Le message lancé lundi à l'ouverture d'une réunion mondiale sur la biodiversité est clair: la destruction de la nature menace l'Homme "au moins autant" que le changement climatique et mérite donc autant d'attention pour éviter des impacts dévastateurs. Scientifiques et diplomates de plus de 130 pays sont réunis jusqu'à samedi pour adopter la première évaluation mondiale des écosystèmes depuis près de 15 ans, un sombre inventaire de la nature vitale pour l'humanité.
Référence scientifique en matière de biodiversité. "Les preuves sont incontestables : notre destruction de la biodiversité et des services écosystémiques a atteint des niveaux qui menacent notre bien-être au moins autant que les changements climatiques induits par l'Homme", a déclaré Robert Watson, président de Plateforme intergouvernementale scientifique et politique sur la biodiversité et les services écosystémiques (IPBES).
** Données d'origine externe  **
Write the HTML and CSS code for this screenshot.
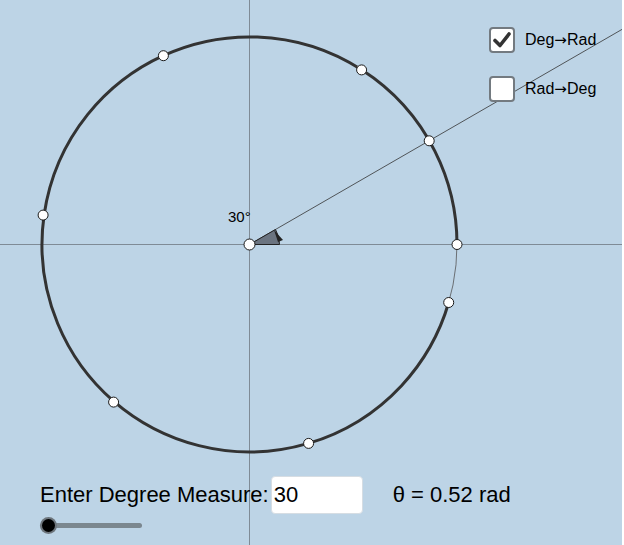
FILE: index.html
```html
<!DOCTYPE html>
<html>
<head>
<meta charset="utf-8">
<link rel="stylesheet" href="styles.css">
</head>
<body>
<div class="applet">
  <svg class="canvas" width="622" height="545" viewBox="0 0 622 545">
    <line class="axis" x1="249.5" y1="0" x2="249.5" y2="545"/>
    <line class="axis" x1="0" y1="244.5" x2="622" y2="244.5"/>
    <circle class="thin" cx="249.5" cy="244.5" r="207.5"/>
    <path class="thick" d="M457 244.5 A207.5 207.5 0 1 0 448.7 302.5"/>
    <line class="ray" x1="249.5" y1="244.5" x2="622" y2="29.4"/>
    <path class="sector" d="M249.5 244.5 L279.5 244.5 A30 30 0 0 0 275.5 229.5 Z"/>
    <path class="arrow" d="M274 230 L278 242 L283 240 Z"/>
    <g class="pts">
      <circle cx="457" cy="244.5" r="5"/>
      <circle cx="361.6" cy="69.9" r="5"/>
      <circle cx="163.4" cy="55.7" r="5"/>
      <circle cx="43.1" cy="215.1" r="5"/>
      <circle cx="113.6" cy="402.1" r="5"/>
      <circle cx="308.6" cy="443.4" r="5"/>
      <circle cx="448.7" cy="302.5" r="5"/>
      <circle cx="429.2" cy="140.8" r="5"/>
      <circle cx="249.5" cy="244.5" r="5.5"/>
    </g>
    <text class="lbl" x="228" y="222">30°</text>
  </svg>

  <div class="toggles">
    <label class="toggle">
      <span class="box checked">
        <svg width="22" height="22" viewBox="0 0 22 22"><path d="M4 11.5 L9 16.5 L18 5" fill="none" stroke="#333" stroke-width="3.6" stroke-linecap="round" stroke-linejoin="round"/></svg>
      </span>
      <span class="txt">Deg<span class="arr">→</span>Rad</span>
    </label>
    <label class="toggle">
      <span class="box"></span>
      <span class="txt">Rad<span class="arr">→</span>Deg</span>
    </label>
  </div>

  <div class="controls">
    <div class="entry">
      <span class="caption">Enter Degree Measure:</span>
      <span class="field">30</span>
      <span class="result">θ = 0.52 rad</span>
    </div>
    <div class="slider">
      <span class="knob"></span>
    </div>
  </div>
</div>
</body>
</html>
```

FILE: styles.css
```css
html, body {
  margin: 0;
  padding: 0;
  background: #ffffff;
}
.applet {
  position: relative;
  width: 622px;
  height: 545px;
  background: #bdd4e6;
  overflow: hidden;
  font-family: "Liberation Sans", Arial, sans-serif;
  color: #000;
}
.canvas {
  position: absolute;
  left: 0;
  top: 0;
}
.axis {
  stroke: #7f8b96;
  stroke-width: 1;
}
.thin {
  fill: none;
  stroke: #6a6f74;
  stroke-width: 1;
}
.thick {
  fill: none;
  stroke: #333333;
  stroke-width: 3;
}
.ray {
  stroke: #333;
  stroke-width: 0.8;
}
.sector {
  fill: #6b7480;
  stroke: #222;
  stroke-width: 1;
}
.arrow {
  fill: #222;
}
.pts circle {
  fill: #ffffff;
  stroke: #1a1a1a;
  stroke-width: 1;
}
.lbl {
  font-family: "Liberation Sans", Arial, sans-serif;
  font-size: 15px;
  fill: #000;
}
.toggles {
  position: absolute;
  left: 489px;
  top: 27px;
  display: flex;
  flex-direction: column;
  gap: 23px;
}
.toggle {
  display: flex;
  align-items: center;
  gap: 10px;
  height: 26px;
}
.box {
  box-sizing: border-box;
  width: 26px;
  height: 26px;
  border: 2px solid #737a80;
  border-radius: 4px;
  background: #fff;
  display: flex;
  align-items: center;
  justify-content: center;
}
.txt {
  font-size: 16px;
}
.arr {
  font-family: "DejaVu Sans", sans-serif;
  font-size: 15px;
}
.controls {
  position: absolute;
  left: 40px;
  top: 476px;
  display: flex;
  flex-direction: column;
  gap: 9px;
}
.entry {
  display: flex;
  align-items: center;
  height: 38px;
}
.caption {
  font-size: 22px;
  margin-right: 2px;
}
.field {
  box-sizing: border-box;
  width: 92px;
  height: 38px;
  background: #fff;
  border: 1px solid #d6dde3;
  border-radius: 4px;
  font-size: 22px;
  padding-left: 2px;
  display: flex;
  align-items: center;
}
.result {
  font-size: 22px;
  margin-left: 30px;
}
.slider {
  position: relative;
  width: 102px;
  height: 5px;
  background: #7b878f;
  border-radius: 3px;
}
.knob {
  position: absolute;
  left: 2px;
  top: -4px;
  width: 13px;
  height: 13px;
  border-radius: 50%;
  background: #000;
  box-shadow: 0 0 0 2px #6e767d;
}
```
Le groupe a travaillé pendant trois ans sur un rapport de 1.800 pages, qui devrait devenir la référence scientifique en matière de biodiversité, comme le sont ceux du Giec pour le climat.
Si le mot "biodiversité" semble parfois bien abstrait, il concerne toutes les espèces animales ou végétales vivant sur la planète, y compris celle qui se met elle-même en danger en détruisant la nature: l'Homme. Et l'Homme ne peut vivre sans cette nature qui lui rend des services inestimables, des insectes pollinisateurs aux forêts et océans absorbant le CO2, en passant par les médicaments ou l'eau potable.
Un "tournant parisien" ? Alors comme pour le climat, "ce mois d'avril 2019 peut marquer le début d'un 'tournant parisien' similaire pour la biodiversité et les contributions de la nature aux populations", a estimé Robert Watson. Beaucoup espèrent que cette évaluation sera le prélude à l'adoption d'objectifs ambitieux lors de la réunion en 2020 en Chine des Etats membres de la Convention de l'ONU sur la diversité biologique (COP15).
Quasiment aucun des 20 objectifs précédemment définis pour 2020, qui visent une vie "en harmonie avec la nature" d'ici 2050, ne seront atteints, selon le projet de synthèse du rapport - projet qui sera discuté, amendé et adopté ligne par ligne par les délégués avant sa publication le 6 mai. "Le patrimoine environnemental mondial (...) est en train d'être altéré à un niveau sans précédent", met en garde ce texte.
Une accélération rapide du taux d'extinction des espèces. Un quart des 100.000 espèces évaluées - une portion minime des 8 millions estimées sur Terre - sont déjà menacées d'extinction, sous pression de l'agriculture, de la pêche, de la chasse, ou encore du changement climatique. Mais "une accélération rapide imminente du taux d'extinction des espèces" est attendue par les scientifiques, selon le projet de rapport. Et entre 500.000 et un million devraient devenir à leur tour menacées, dont "beaucoup dans les prochaines décennies".